▶ WORK INSTRUCTIONS:
Scan the lines below for "React"; report the number of lines that contain it, and only that.

** START INPUT **

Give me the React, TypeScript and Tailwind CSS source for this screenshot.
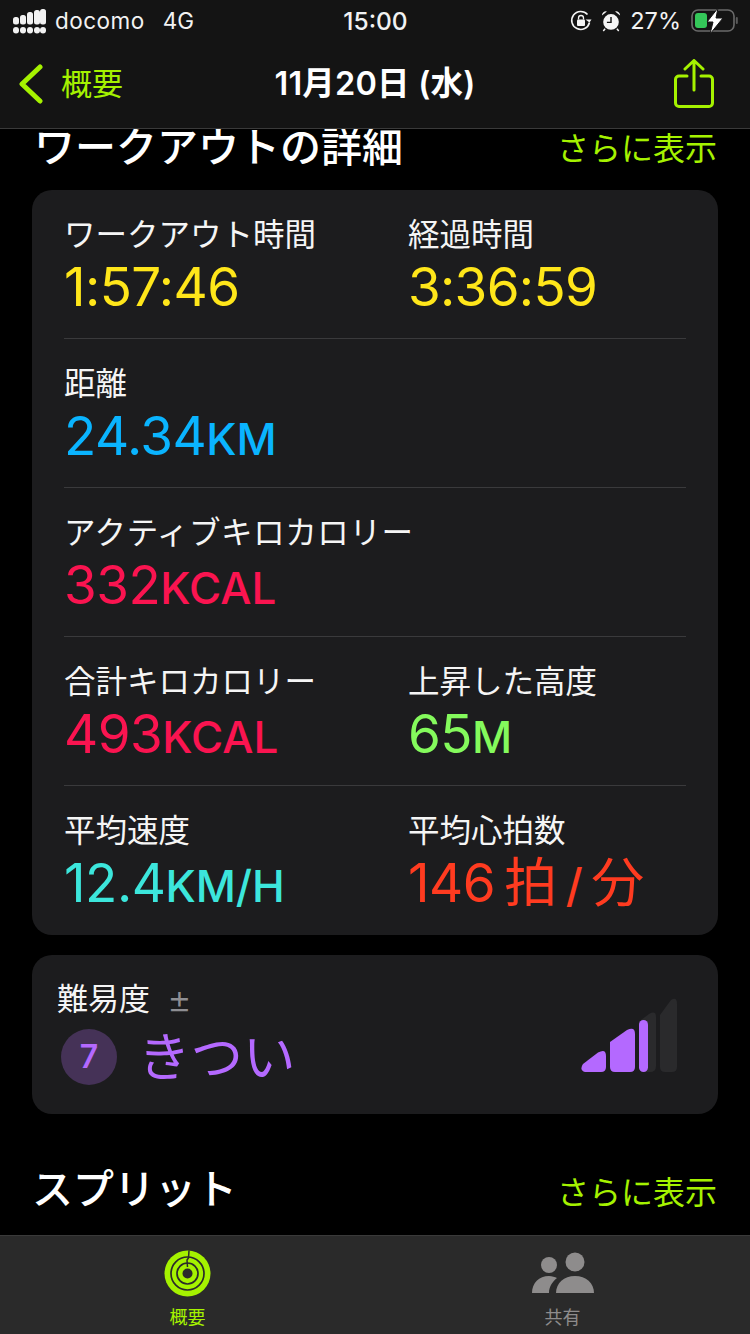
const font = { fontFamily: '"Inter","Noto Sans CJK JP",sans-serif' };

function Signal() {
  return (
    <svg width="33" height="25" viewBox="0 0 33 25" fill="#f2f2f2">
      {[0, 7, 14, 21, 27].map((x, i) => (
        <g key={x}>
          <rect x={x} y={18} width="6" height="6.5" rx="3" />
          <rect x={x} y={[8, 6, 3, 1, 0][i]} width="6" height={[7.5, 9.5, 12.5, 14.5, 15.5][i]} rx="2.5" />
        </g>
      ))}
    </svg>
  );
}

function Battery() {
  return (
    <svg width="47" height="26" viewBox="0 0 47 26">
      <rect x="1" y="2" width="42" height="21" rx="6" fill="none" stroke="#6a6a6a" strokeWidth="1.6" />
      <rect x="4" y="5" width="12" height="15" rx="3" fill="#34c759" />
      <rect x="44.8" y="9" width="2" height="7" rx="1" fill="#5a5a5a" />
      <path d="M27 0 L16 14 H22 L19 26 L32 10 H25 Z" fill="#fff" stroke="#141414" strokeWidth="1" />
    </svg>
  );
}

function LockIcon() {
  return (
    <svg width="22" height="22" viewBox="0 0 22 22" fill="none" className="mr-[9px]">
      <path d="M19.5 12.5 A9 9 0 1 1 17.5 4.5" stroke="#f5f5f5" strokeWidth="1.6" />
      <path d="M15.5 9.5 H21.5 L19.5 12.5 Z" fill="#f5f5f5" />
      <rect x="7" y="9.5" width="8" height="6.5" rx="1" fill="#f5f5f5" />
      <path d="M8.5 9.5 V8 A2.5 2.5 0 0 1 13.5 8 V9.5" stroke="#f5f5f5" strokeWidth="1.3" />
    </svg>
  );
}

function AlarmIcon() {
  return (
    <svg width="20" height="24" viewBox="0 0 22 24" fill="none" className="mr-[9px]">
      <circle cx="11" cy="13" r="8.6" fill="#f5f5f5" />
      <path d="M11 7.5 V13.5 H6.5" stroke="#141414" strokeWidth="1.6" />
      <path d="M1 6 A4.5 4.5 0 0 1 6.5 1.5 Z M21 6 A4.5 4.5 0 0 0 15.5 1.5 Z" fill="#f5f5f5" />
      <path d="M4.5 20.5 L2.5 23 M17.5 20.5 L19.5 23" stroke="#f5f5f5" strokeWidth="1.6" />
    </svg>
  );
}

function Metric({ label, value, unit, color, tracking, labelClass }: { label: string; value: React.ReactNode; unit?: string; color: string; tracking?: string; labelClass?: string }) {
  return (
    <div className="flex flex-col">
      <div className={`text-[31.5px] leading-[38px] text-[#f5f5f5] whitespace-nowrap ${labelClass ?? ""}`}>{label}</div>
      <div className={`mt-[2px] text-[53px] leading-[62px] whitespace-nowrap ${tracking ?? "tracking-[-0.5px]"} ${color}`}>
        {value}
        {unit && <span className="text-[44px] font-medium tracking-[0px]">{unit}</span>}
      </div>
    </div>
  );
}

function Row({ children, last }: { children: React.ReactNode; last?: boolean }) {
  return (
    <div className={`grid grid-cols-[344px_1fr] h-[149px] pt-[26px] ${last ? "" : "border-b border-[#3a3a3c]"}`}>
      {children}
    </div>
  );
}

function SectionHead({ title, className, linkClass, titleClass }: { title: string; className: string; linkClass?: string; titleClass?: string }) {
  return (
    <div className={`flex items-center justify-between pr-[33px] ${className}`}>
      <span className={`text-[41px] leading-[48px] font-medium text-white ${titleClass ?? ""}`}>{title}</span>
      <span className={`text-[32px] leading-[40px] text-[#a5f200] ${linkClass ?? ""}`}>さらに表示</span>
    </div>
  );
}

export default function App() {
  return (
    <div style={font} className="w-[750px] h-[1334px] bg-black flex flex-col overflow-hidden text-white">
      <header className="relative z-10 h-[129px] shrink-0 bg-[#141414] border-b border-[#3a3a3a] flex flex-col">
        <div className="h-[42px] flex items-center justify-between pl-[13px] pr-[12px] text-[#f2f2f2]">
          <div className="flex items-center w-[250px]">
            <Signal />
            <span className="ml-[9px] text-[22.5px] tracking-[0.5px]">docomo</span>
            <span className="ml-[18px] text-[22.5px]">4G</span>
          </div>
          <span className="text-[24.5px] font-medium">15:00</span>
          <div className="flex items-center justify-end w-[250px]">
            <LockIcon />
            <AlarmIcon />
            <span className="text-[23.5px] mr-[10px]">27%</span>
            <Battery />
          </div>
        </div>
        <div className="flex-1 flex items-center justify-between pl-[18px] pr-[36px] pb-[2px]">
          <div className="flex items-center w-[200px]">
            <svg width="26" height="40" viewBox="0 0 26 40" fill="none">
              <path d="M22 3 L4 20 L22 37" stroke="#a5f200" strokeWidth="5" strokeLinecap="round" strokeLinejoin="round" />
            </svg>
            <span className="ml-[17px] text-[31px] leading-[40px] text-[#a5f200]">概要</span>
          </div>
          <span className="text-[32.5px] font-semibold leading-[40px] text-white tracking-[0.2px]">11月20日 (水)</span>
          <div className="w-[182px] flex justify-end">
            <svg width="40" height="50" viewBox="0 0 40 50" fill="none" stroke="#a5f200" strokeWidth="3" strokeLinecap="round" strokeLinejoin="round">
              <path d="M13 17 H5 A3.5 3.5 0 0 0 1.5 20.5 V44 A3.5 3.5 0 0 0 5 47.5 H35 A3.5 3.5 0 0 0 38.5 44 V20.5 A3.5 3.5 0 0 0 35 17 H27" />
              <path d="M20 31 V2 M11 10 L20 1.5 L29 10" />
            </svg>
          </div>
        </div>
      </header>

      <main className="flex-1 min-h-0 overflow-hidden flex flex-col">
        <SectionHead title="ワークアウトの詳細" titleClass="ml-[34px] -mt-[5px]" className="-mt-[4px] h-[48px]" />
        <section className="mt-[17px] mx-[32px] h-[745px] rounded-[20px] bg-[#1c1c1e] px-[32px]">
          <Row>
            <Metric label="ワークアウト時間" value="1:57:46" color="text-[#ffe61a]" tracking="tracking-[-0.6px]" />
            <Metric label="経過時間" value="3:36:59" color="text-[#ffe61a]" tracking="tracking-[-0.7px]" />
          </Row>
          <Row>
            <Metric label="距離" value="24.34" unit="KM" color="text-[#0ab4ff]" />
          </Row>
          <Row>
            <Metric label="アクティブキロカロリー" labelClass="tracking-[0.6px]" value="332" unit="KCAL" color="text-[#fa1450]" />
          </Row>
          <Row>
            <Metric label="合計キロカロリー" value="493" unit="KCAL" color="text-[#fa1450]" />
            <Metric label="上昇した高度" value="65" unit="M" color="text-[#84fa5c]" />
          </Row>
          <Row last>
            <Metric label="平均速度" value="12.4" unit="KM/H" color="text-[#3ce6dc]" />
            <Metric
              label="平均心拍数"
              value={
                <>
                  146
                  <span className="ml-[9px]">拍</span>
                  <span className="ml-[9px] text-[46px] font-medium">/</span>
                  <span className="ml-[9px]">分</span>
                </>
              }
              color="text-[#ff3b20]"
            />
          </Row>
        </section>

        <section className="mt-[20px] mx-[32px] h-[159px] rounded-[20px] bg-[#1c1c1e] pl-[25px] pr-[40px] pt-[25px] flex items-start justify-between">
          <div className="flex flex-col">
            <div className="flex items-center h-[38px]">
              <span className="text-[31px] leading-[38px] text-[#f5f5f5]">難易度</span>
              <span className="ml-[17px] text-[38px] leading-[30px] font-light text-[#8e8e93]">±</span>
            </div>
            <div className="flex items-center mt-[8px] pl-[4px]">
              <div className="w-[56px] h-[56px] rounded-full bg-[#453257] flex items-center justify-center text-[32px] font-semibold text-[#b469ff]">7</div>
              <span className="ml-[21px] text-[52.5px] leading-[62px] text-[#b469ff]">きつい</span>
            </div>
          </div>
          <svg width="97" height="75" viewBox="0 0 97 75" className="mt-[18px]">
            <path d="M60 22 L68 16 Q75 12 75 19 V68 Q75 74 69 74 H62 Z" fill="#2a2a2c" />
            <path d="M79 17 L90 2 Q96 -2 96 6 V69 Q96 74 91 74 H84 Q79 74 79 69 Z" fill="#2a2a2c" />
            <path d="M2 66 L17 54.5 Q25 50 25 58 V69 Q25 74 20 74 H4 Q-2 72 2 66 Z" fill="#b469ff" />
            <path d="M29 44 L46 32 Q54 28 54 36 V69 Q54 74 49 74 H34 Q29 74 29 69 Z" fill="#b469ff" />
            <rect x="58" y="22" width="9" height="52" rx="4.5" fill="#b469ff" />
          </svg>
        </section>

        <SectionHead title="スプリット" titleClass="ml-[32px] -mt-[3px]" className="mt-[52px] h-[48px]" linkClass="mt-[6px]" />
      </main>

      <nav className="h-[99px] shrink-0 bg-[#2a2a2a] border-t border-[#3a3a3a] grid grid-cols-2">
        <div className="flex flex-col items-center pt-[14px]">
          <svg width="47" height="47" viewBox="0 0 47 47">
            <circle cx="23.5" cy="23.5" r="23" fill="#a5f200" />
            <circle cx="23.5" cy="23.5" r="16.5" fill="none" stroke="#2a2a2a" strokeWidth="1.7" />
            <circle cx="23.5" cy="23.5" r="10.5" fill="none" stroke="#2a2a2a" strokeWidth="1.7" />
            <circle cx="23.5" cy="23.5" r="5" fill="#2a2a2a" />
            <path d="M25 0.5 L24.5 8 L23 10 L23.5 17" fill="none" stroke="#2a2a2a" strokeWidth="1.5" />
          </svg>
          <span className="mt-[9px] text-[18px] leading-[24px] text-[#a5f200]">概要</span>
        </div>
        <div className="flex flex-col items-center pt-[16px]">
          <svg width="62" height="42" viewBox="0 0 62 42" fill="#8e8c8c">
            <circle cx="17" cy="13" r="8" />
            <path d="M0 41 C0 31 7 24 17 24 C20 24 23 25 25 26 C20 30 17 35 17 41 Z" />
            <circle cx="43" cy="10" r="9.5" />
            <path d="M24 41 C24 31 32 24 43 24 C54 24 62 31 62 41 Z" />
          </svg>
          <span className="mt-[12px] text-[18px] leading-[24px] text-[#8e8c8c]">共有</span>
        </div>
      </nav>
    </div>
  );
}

** END INPUT **
** START INPUT **

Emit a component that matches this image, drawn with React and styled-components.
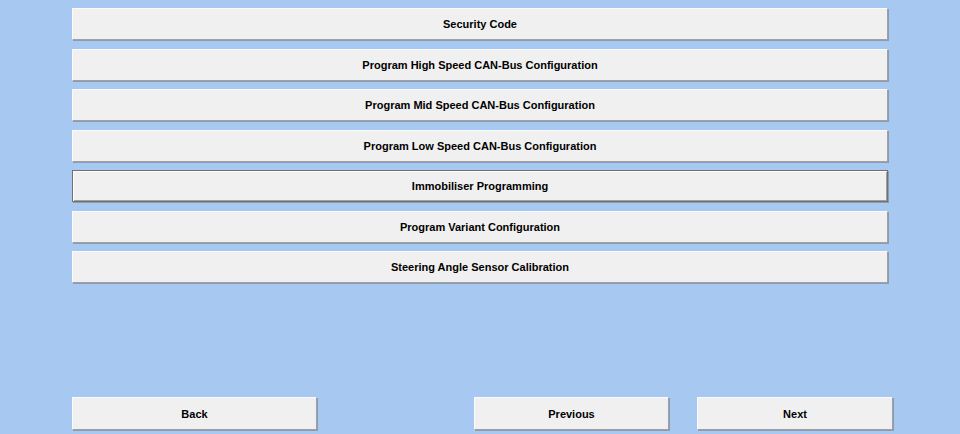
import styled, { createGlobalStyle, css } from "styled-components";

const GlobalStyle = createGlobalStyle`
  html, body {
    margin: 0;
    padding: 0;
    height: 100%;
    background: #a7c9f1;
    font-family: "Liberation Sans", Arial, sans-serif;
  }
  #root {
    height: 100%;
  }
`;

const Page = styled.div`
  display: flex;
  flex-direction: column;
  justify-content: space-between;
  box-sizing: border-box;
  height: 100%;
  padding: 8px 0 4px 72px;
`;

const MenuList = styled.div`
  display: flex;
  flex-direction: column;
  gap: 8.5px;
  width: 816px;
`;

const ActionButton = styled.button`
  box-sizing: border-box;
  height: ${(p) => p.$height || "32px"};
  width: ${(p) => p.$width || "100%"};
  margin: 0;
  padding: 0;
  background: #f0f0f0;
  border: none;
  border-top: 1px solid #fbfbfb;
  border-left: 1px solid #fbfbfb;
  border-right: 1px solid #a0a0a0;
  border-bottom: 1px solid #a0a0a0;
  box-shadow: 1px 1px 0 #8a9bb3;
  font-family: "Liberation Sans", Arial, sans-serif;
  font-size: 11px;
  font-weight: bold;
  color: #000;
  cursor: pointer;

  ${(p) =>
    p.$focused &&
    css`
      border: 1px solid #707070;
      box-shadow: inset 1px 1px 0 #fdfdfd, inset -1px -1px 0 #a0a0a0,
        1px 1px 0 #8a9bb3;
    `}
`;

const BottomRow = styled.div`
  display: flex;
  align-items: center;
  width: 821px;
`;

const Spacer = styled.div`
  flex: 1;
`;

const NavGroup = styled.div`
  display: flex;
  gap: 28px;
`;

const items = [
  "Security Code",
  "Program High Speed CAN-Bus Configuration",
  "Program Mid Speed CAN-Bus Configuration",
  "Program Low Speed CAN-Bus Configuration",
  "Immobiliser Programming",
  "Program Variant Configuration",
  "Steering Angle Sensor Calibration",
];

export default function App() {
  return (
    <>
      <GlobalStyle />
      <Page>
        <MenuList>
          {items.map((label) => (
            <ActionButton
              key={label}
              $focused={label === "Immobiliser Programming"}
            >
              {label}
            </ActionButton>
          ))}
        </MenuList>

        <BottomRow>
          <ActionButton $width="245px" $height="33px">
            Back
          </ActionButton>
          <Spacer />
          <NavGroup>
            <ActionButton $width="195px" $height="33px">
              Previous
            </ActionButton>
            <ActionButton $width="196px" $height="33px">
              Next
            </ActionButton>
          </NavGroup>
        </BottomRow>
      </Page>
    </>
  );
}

** END INPUT **
** START INPUT **

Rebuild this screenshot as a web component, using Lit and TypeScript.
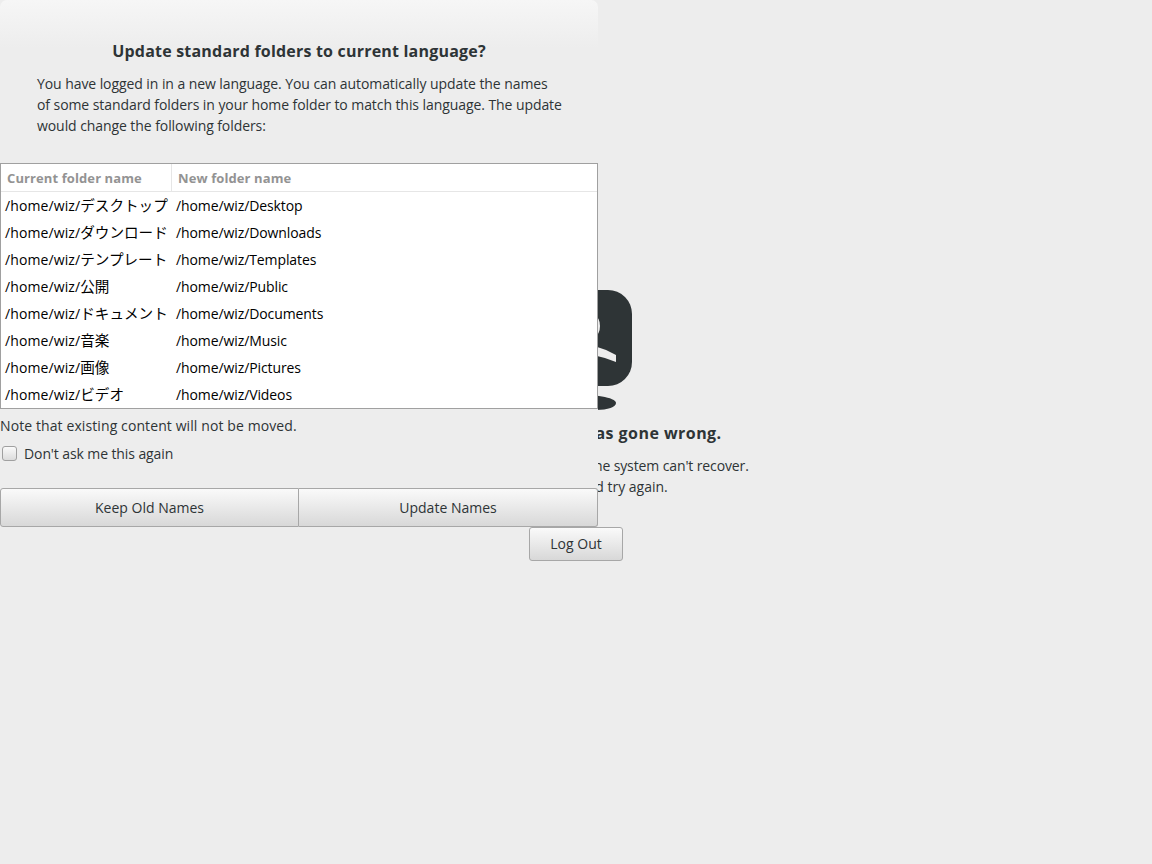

** END INPUT **

▶ THE SOLUTION:
4